▶ Record excerpts:
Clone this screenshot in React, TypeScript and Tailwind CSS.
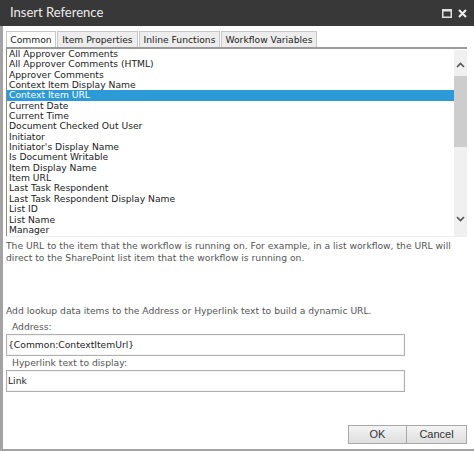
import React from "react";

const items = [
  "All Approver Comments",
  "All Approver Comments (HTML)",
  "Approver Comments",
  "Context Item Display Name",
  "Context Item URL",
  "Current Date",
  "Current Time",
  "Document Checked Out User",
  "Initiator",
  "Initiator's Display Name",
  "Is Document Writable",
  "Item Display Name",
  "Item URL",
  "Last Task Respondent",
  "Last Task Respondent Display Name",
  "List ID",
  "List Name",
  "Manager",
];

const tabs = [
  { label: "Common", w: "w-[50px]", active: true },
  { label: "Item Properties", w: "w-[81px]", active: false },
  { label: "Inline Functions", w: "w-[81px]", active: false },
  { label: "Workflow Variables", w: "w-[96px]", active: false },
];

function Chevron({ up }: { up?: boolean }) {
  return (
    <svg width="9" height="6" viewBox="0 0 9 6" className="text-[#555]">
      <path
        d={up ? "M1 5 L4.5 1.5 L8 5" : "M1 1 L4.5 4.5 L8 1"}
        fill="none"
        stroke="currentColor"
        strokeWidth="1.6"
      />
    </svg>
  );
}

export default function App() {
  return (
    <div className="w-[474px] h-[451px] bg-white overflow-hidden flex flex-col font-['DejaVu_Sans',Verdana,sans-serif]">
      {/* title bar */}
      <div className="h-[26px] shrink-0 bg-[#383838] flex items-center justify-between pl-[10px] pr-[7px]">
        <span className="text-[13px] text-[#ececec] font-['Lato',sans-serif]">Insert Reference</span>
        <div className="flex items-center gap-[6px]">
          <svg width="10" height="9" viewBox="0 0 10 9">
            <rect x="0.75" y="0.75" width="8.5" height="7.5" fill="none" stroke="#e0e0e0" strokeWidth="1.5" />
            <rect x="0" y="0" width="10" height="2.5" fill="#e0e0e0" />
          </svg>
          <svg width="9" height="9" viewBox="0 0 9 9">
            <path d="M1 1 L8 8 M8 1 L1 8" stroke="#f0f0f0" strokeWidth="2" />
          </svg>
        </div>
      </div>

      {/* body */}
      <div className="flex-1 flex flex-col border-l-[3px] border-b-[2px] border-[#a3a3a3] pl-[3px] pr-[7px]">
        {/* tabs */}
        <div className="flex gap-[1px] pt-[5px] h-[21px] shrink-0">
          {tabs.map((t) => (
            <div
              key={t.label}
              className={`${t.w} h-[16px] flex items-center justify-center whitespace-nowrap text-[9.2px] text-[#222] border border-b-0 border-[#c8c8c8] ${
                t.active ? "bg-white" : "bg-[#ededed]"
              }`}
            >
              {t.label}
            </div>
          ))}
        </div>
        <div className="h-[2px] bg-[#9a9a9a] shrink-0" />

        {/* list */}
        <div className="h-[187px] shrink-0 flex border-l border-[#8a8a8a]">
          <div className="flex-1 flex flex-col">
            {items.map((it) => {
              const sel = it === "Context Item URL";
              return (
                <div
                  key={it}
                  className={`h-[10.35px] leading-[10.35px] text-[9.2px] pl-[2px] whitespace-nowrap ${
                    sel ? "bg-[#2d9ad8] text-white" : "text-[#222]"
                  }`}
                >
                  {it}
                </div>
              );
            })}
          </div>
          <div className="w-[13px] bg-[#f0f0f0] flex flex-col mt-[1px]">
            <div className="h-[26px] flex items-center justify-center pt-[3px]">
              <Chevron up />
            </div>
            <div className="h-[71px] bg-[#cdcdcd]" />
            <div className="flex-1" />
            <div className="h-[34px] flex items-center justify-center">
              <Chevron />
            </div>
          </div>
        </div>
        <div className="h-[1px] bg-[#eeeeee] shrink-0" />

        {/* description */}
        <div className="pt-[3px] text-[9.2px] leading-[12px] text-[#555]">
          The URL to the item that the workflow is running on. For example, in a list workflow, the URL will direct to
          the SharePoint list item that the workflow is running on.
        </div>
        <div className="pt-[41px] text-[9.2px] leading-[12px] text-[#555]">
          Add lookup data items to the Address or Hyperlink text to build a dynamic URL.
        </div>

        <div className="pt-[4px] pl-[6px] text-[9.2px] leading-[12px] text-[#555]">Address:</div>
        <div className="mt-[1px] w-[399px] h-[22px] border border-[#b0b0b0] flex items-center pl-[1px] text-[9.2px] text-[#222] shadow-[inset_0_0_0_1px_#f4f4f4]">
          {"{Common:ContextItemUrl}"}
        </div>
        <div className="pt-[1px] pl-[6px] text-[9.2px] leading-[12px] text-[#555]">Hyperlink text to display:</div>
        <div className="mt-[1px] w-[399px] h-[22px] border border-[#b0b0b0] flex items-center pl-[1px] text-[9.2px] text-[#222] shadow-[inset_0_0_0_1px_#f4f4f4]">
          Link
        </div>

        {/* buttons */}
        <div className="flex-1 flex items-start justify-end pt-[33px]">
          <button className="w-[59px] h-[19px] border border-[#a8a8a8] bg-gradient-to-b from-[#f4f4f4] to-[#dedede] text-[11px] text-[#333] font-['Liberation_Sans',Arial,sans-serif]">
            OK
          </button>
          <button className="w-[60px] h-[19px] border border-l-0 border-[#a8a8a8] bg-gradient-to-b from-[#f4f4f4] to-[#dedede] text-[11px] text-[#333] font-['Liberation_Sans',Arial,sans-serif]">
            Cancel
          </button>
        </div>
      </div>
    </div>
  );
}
...
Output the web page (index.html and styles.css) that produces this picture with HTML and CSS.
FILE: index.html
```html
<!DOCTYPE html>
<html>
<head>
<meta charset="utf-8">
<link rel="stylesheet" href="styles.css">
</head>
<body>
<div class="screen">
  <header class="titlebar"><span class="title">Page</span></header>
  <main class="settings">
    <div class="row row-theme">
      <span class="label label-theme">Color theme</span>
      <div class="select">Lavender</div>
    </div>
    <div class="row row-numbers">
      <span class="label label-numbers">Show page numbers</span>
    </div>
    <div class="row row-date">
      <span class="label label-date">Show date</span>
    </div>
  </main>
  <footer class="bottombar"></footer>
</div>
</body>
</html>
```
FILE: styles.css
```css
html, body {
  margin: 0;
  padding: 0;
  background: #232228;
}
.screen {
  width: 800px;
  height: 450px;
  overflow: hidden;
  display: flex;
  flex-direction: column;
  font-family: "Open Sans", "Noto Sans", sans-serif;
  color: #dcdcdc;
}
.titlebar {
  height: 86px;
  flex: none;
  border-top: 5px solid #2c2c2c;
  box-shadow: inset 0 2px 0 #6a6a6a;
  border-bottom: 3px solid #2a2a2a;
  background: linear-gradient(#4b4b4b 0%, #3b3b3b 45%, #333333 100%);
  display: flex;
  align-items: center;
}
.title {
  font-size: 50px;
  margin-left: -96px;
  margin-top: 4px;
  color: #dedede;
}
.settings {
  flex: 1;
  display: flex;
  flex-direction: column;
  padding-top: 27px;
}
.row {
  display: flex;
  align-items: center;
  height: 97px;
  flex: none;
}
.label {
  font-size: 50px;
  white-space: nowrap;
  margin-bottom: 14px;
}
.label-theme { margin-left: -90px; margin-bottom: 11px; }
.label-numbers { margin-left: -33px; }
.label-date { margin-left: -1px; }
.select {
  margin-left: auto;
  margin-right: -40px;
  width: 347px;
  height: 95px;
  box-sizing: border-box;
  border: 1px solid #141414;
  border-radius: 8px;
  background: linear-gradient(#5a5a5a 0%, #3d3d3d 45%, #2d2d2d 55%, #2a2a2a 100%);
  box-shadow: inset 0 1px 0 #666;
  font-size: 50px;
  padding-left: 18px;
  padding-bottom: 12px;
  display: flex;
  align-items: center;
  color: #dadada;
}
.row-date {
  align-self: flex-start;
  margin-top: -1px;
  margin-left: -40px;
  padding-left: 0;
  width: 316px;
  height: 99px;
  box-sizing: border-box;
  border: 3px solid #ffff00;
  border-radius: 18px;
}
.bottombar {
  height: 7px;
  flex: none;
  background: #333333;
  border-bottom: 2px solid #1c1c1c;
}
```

▶ What you will do: Take every line above carrying "index" and return it.

▶ Solution:
Output the web page (index.html and styles.css) that produces this picture with HTML and CSS.
FILE: index.html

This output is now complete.